A Conversation between Joe Sorge and Mark Baer Regarding ‘Divorce Corp.’: Part 11 of a Series

This is the eleventh and final part of a series of articles wherein I share a conversation I had with the executive producer and director of “Divorce Corp.” wherein we discussed the 58 reasons why I was unable to endorse the film. Since my last article covered points 46 through 50, I will start this article with my 51st point. In an effort to eliminate any possible confusion, the items in italics are my responses to Mr. Sorge. They are in italics because those responses were never sent to him.

Mark Baer:
“Fifty first, family law increases violence – agreed!”

Joe Sorge:
“Agreed.”

Mark Baer:
“Fifty second, of course lawyers have to establish themes and convey information in a story fashion – people relate to stories and grasp themes – judges are people.”

Joe Sorge:
“Agreed.”

Mark Baer:
“Fifty third, most family law judges had no family law experience (at least in California) and most don’t like it and don’t understand how the emotions play out – a BAD combination.”

Joe Sorge:
“Agreed.”

Mark Baer:
“Fifty fourth, just because someone is a family law judge doesn’t mean they are a good parent. This goes to judicial bias.”

Joe Sorge:
“Agreed.”

Mark Baer:
“Fifty fifth, what came first, the chicken or the egg? I majored in economics/business. There is a concept called supply and demand. If the public wanted a different type of attorney, the supply would exist. If the public wanted mediation, there would be more mediation.”

Joe Sorge:
“The public would love mediation if they could not otherwise win more in court. Take away the financial rewards associated with the adversarial system and mediation would become the norm (as it is in Scandinavia).”

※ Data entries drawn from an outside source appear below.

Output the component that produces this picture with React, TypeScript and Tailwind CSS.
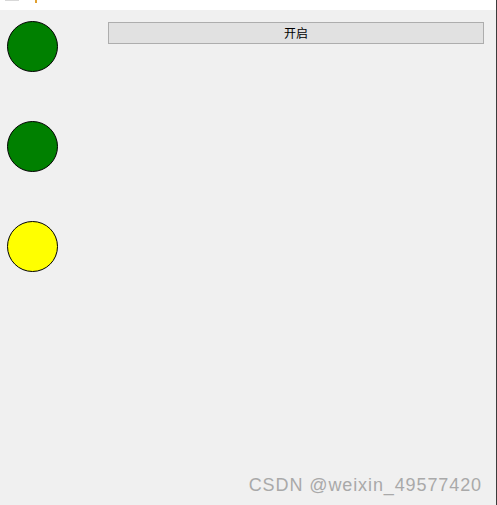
import React from 'react';

const lights = ['bg-[#008000]', 'bg-[#008000]', 'bg-[#ffff00]'];

const App: React.FC = () => {
  return (
    <div className="w-[497px] h-[505px] bg-[#f0f0f0] flex flex-col overflow-hidden border-r border-[#3c3c3c]" style={{ fontFamily: '"Liberation Sans", "Noto Sans CJK SC", sans-serif' }}>
      {/* cut-off title bar */}
      <div className="h-[10px] bg-white flex items-start shrink-0">
        <div className="ml-[5px] w-[14px] h-[1px] bg-[#d8d8d8]" />
        <div className="ml-[16px] w-[2px] h-[3px] bg-[#e0a030]" />
      </div>

      <div className="flex flex-1 relative">
        <div className="flex flex-col gap-[49px] pl-[7px] pt-[11px]">
          {lights.map((c, i) => (
            <div key={i} className={`w-[51px] h-[51px] rounded-full border border-black ${c}`} />
          ))}
        </div>

        <div className="flex-1 pl-[50px] pr-[12px] pt-[12px]">
          <button className="w-full h-[22px] bg-[#e1e1e1] border border-[#adadad] text-[12px] text-black leading-none flex items-center justify-center pt-[2px]">
            开启
          </button>
        </div>

        <div className="absolute right-[14px] bottom-[6px] text-[18px] font-normal tracking-[0.9px] text-[#a9a9a9]">
          CSDN @weixin_49577420
        </div>
      </div>
    </div>
  );
};

export default App;
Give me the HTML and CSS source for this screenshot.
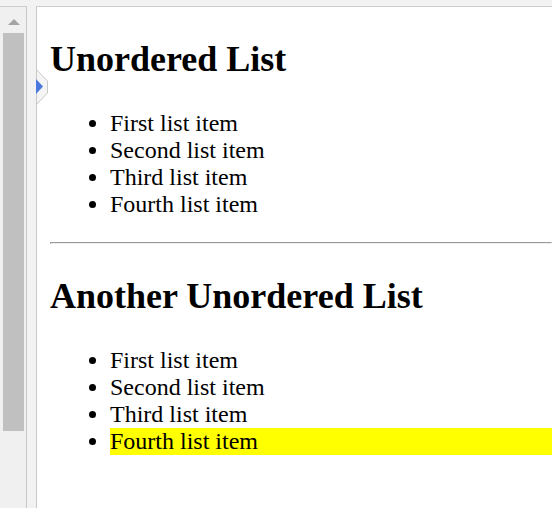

Obviously, there are times when someone “wins” more in court than they might have obtained through mediation. However, it is incorrect to state that “the public would love mediation if they could not otherwise win more in court.” I recently published an article titled “What’s Truth Got to Do With It?” In that article, I address the reality that lawyers and mediators “cannot predict what a trial judge will decide.” Furthermore, the research shows that seasoned lawyers are no better at making such predictions than lawyers with less experience. Moreover, “research also shows that if the marital estate is $4,000,000.00 or less, any financial gains obtained through aggressively litigating the case will generally be less than the attorneys fees and costs incurred in obtaining such gains. While any financial gains obtained through aggressively litigating high-net worth cases (marital estates above $4,000,000.00) may be more than the attorneys fees and costs incurred in obtaining such gains, the parties should also consider the emotional toll and permanent damage it will cause the family. It’s always preferable to use alternative methods such as mediation and collaborative divorce over a long and drawn-out courtroom battle. 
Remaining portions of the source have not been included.